Start of Stored data

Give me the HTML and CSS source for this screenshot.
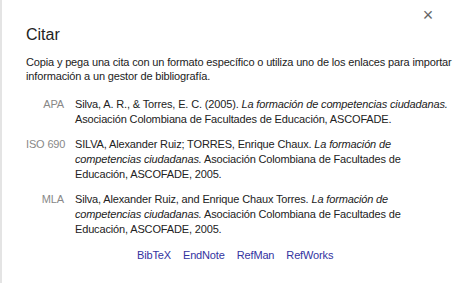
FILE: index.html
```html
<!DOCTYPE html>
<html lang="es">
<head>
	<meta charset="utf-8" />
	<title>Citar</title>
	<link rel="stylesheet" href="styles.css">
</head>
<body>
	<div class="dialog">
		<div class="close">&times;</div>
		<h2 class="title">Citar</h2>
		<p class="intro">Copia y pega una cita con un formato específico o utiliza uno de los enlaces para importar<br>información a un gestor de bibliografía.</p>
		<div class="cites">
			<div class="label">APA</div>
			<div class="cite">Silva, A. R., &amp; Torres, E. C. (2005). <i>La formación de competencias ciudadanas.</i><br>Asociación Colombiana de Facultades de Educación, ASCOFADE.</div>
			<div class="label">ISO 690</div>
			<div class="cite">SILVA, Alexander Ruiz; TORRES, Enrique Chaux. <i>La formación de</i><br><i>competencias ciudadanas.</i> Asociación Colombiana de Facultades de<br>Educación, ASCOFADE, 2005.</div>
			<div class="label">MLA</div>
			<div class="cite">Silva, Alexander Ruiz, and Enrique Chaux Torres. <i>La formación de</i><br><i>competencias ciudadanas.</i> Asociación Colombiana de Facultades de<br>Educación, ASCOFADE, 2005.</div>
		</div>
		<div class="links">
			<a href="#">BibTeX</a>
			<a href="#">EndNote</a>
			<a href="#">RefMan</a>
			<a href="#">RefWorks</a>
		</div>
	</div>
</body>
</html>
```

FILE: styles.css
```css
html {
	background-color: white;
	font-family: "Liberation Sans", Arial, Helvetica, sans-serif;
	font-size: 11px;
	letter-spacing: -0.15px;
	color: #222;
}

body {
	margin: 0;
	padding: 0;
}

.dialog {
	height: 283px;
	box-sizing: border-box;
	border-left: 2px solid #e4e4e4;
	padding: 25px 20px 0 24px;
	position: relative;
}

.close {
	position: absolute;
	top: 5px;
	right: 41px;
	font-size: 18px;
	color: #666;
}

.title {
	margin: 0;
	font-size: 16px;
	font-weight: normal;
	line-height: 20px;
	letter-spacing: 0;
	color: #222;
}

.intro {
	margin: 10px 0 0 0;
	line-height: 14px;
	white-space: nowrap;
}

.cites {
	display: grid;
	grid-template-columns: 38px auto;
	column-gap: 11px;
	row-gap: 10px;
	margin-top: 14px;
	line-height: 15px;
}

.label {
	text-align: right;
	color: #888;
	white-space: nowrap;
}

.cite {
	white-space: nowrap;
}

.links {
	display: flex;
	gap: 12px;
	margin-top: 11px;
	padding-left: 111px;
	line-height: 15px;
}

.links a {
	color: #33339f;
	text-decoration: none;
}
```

End of Stored data

Return the material exactly as given, apart from the pictures.

Give me the HTML and CSS source for this screenshot.
FILE: index.html
```html
<!DOCTYPE html>
<html lang="es">
<head>
	<meta charset="utf-8" />
	<title>Citar</title>
	<link rel="stylesheet" href="styles.css">
</head>
<body>
	<div class="dialog">
		<div class="close">&times;</div>
		<h2 class="title">Citar</h2>
		<p class="intro">Copia y pega una cita con un formato específico o utiliza uno de los enlaces para importar<br>información a un gestor de bibliografía.</p>
		<div class="cites">
			<div class="label">APA</div>
			<div class="cite">Silva, A. R., &amp; Torres, E. C. (2005). <i>La formación de competencias ciudadanas.</i><br>Asociación Colombiana de Facultades de Educación, ASCOFADE.</div>
			<div class="label">ISO 690</div>
			<div class="cite">SILVA, Alexander Ruiz; TORRES, Enrique Chaux. <i>La formación de</i><br><i>competencias ciudadanas.</i> Asociación Colombiana de Facultades de<br>Educación, ASCOFADE, 2005.</div>
			<div class="label">MLA</div>
			<div class="cite">Silva, Alexander Ruiz, and Enrique Chaux Torres. <i>La formación de</i><br><i>competencias ciudadanas.</i> Asociación Colombiana de Facultades de<br>Educación, ASCOFADE, 2005.</div>
		</div>
		<div class="links">
			<a href="#">BibTeX</a>
			<a href="#">EndNote</a>
			<a href="#">RefMan</a>
			<a href="#">RefWorks</a>
		</div>
	</div>
</body>
</html>
```

FILE: styles.css
```css
html {
	background-color: white;
	font-family: "Liberation Sans", Arial, Helvetica, sans-serif;
	font-size: 11px;
	letter-spacing: -0.15px;
	color: #222;
}

body {
	margin: 0;
	padding: 0;
}

.dialog {
	height: 283px;
	box-sizing: border-box;
	border-left: 2px solid #e4e4e4;
	padding: 25px 20px 0 24px;
	position: relative;
}

.close {
	position: absolute;
	top: 5px;
	right: 41px;
	font-size: 18px;
	color: #666;
}

.title {
	margin: 0;
	font-size: 16px;
	font-weight: normal;
	line-height: 20px;
	letter-spacing: 0;
	color: #222;
}

.intro {
	margin: 10px 0 0 0;
	line-height: 14px;
	white-space: nowrap;
}

.cites {
	display: grid;
	grid-template-columns: 38px auto;
	column-gap: 11px;
	row-gap: 10px;
	margin-top: 14px;
	line-height: 15px;
}

.label {
	text-align: right;
	color: #888;
	white-space: nowrap;
}

.cite {
	white-space: nowrap;
}

.links {
	display: flex;
	gap: 12px;
	margin-top: 11px;
	padding-left: 111px;
	line-height: 15px;
}

.links a {
	color: #33339f;
	text-decoration: none;
}
```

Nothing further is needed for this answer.